A sidebar to the article “The
Xerox Star: A retrospective,” published in IEEE Computer, September 1989, pp. 14-15.
Star’s Desktop metaphor is based upon the more general principle of
“direct manipulation.”1,2 What, exactly,
is direct manipulation? Consider the following passage from a description
of Apple’s Macintosh:
Imagine driving a car that has no steering wheel, accelerator, brake pedal,
turn signal lever, or gear selector. In place of all the familiar manual
controls, you have only a typewriter keyboard.
Anytime you want to turn a corner, change lanes, slow down, speed up, honk
your horn, or back up, you have to type a command sequence on the
keyboard.

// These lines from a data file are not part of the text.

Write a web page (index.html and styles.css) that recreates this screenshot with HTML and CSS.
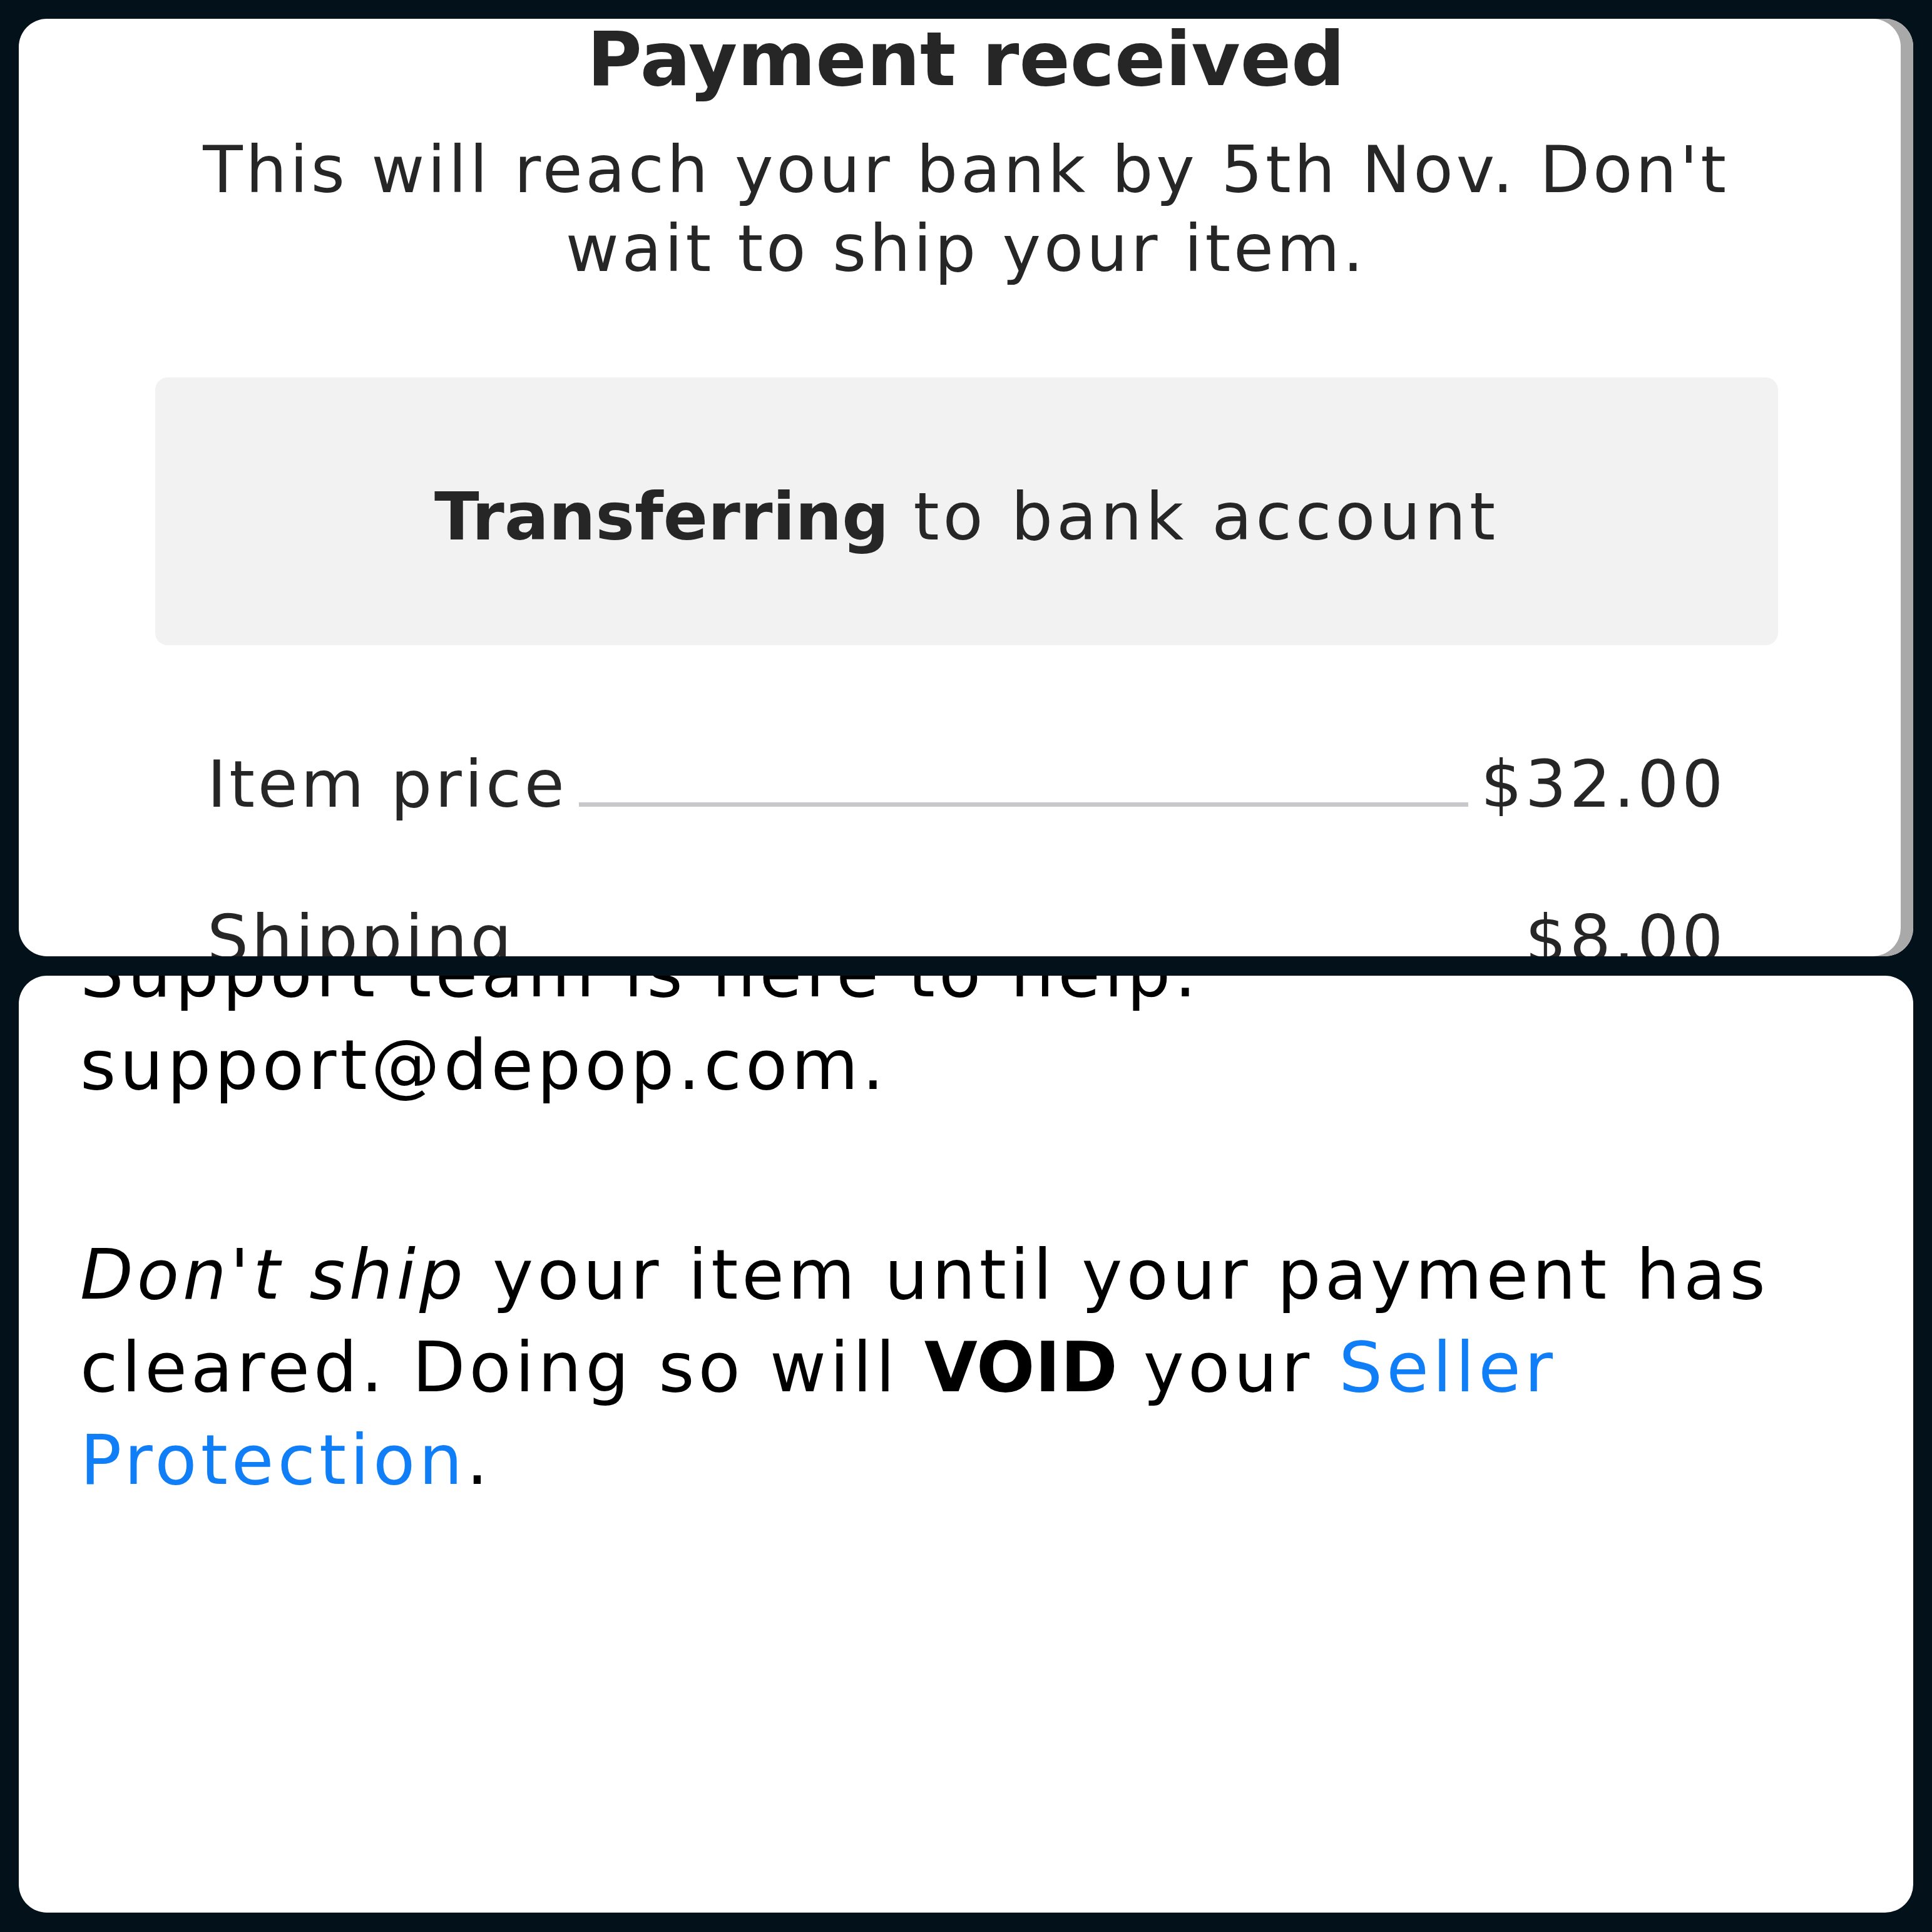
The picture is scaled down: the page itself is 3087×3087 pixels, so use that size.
FILE: index.html
```html
<!DOCTYPE html>
<html lang="en">
<head>
<meta charset="utf-8">
<title>Payment received</title>
<link rel="stylesheet" href="styles.css">
</head>
<body>
<div class="page">
  <section class="card card-top">
    <h1 class="title">Payment received</h1>
    <p class="subtitle">This will reach your bank by 5th Nov. Don't wait to ship your item.</p>
    <div class="status"><b>Transferring</b> to bank account</div>
    <div class="rows">
      <div class="row"><span class="label">Item price</span><span class="leader"></span><span class="amount">$32.00</span></div>
      <div class="row"><span class="label">Shipping</span><span class="leader"></span><span class="amount">$8.00</span></div>
    </div>
  </section>
  <section class="card card-bottom">
    <div class="scroll">
      <p>Support team is here to help.<br>support@depop.com.</p>
      <p><em>Don't ship</em> your item until your payment has cleared. Doing so will <b>VOID</b> your <a class="link" href="#">Seller Protection</a>.</p>
    </div>
  </section>
</div>
</body>
</html>
```
FILE: styles.css
```css
html, body {
  margin: 0;
  background: #02111a;
}
body {
  font-family: "DejaVu Sans", "Liberation Sans", sans-serif;
}
.page {
  display: flex;
  flex-direction: column;
  gap: 31px;
  padding: 30px 30px 31px 30px;
}
.card {
  background: #ffffff;
  border-radius: 45px;
  overflow: hidden;
}
.card-top {
  height: 1498px;
  box-shadow: inset -20px 0 0 #a9a9a9;
  color: #262626;
  text-align: center;
}
.title {
  margin: 0;
  font-size: 120px;
  font-weight: bold;
  line-height: 130px;
}
.subtitle {
  margin: 48px auto 0;
  max-width: 2600px;
  font-size: 104px;
  line-height: 126px;
  letter-spacing: 0.045em;
}
.status {
  margin: 143px 216px 0 218px;
  background: #f2f2f2;
  border-radius: 20px;
  padding: 160px 0 142px;
  font-size: 105px;
  line-height: 126px;
  letter-spacing: 0.055em;
}
.status b {
  letter-spacing: 0;
}
.rows {
  margin: 159px 216px 0 218px;
  padding: 0 83px 0 83px;
  display: flex;
  flex-direction: column;
  gap: 121px;
  text-align: left;
}
.row {
  display: flex;
  align-items: baseline;
  font-size: 104px;
  line-height: 126px;
  letter-spacing: 0.045em;
}
.leader {
  flex: 1;
  height: 7px;
  background: #c7c7cc;
  margin: 0 20px 0 19px;
}
.card-bottom {
  height: 1497px;
  color: #000000;
}
.scroll {
  margin-top: -79px;
  padding: 0 160px 0 98px;
  font-size: 110px;
  line-height: 148px;
  letter-spacing: 0.055em;
}
.scroll p {
  margin: 0;
}
.scroll p + p {
  margin-top: 187px;
}
.scroll b {
  letter-spacing: 0;
}
.link {
  color: #0f7ef7;
  text-decoration: none;
}
```
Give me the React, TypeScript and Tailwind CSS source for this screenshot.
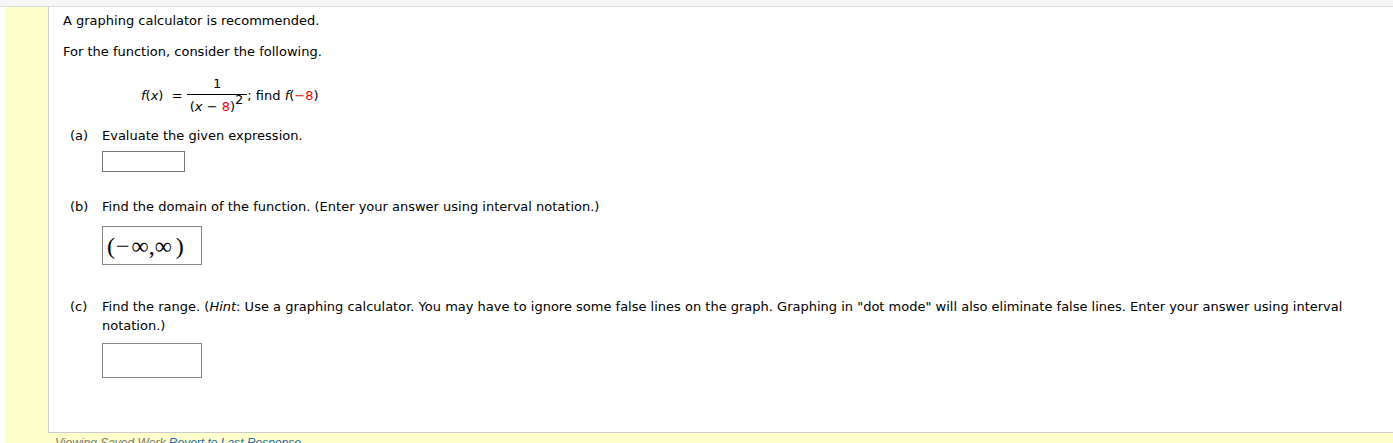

Unfortunately, the car can’t understand English sentences.
Instead, you must hold down a special key with one finger and type in
some letters and numbers, such as “S20:TL:A35,” which means,
“Slow to 20, turn left, and accelerate to 35.”
No doubt you could learn to drive such a car if you had sufficient
motivation and determination. But why bother, when so many cars use familiar
controls? Most people wouldn’t.3
Actually, it isn’t familiarity that makes real cars easier to drive
than the hypothetical “computer car” would be – cars are
certainly not familiar to those who are just learning to drive them. What
makes real cars easier to drive is the directness of their controls.
Real cars have distinct interfaces to the speed control (the accelerator
pedal), the direction control (the steering wheel), the gears (the gearshift
handle), the radio (several knobs and buttons), etc. Each interface is
specially designed for controlling its respective function. In
contrast, the hypothetical “computer-car” has only one control: a keyboard.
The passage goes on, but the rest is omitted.